Yellen can and should help rectify the big mistake Trump will make if he doesn’t reappoint her as chair of the Federal Reserve
Recent reports indicate that President Trump will not re-appoint Janet Yellen as the chair of the Federal Reserve’s Board of Governors (BOG). Instead, the reports indicate that he will appoint a current member of the BOG, Jerome Powell.

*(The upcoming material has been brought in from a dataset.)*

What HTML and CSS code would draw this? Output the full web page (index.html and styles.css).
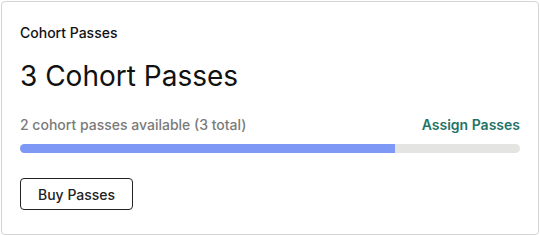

Choosing to pass over Yellen is an obvious mistake. Yellen is a world-recognized expert in macroeconomics and has enormous experience as a policymaker. Her performance as Fed chair has been widely and correctly praised. She takes the Fed’s mandate to maximize employment seriously and is data-driven. To be clear, I think she’s made a misstep or two in specific interest rate decisions, but in Yellen, those arguing with economic data have a real chance to be heard. Her recent speech at the Federal Reserve conference in Jackson Hole, Wyoming also provided an admirable signal that she continued to take the Fed’s role as chief financial sector watchdog seriously. This commitment to the Fed’s full employment mandate and its role as regulator of finance is exactly what we should want from a Fed chair. Replacing her in this role is, simply, a dumb mistake.
Jerome Powell has served seriously and well as a member of the BOG in recent years. He has been a consistent defender of the Yellen-charted path of the Fed. He is substantially better than the other non-Yellen candidates floated for the job.

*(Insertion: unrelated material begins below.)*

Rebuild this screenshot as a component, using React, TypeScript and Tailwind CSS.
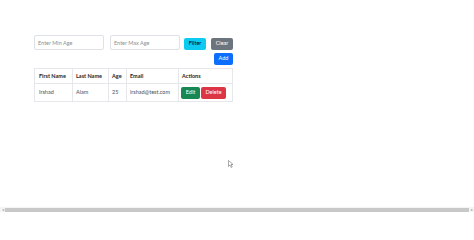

But on the downside, Powell is a lawyer, not an economist (this is not a generic criticism—stay with me). In recent years, he has (correctly) followed the path of Yellen in making monetary policy decisions. If the Trump reshaping of the BOG that is underway surrounds Powell with less-wise voices, one worries that he could be swayed into charting a different path.
There is, however, one way to insure that at least one wise voice stays on the BOG advising Powell: Yellen should stay on as a BOG member even as she is no longer chair. Her appointment to the wider board does not expire until 2024. Having a former chair stay on as a BOG member is not unprecedented—Marriner Eccles (who the Fed’s building in DC is named after)— did this in the 1940s. And the stakes are high enough to take such an unusual step. The Fed is a uniquely important economic policymaking institution. It has substantial independent power from Congress and the president. This means it can be a welcome voice of good-sense at a time when our president shows no good sense at all and the Republican-controlled Congress has shown no interest in pursuing policies that would actually help working Americans. The real influence that President Trump and Congress have over the Fed is who staffs it. If Yellen leaves after losing the chair position, this gives them more power to shape the Fed. Whoever they pick will be a worse choice than Janet Yellen.
This is asking a lot of Janet Yellen. She is likely to lose a job she has done extraordinarily well for no good reason at all. Trump’s decision is likely driven by a mix of sexism and hyper-partisanship—Powell is a Republican, having served as an undersecretary of the Treasury under the George H.W. Bush administration. But her continued presence as a key decision-maker at the Fed would be a huge win for smart economic policymaking. She would, in short, be doing America’s working families a big favor. If she does decide to stay on after losing her chair position, we should all thank her.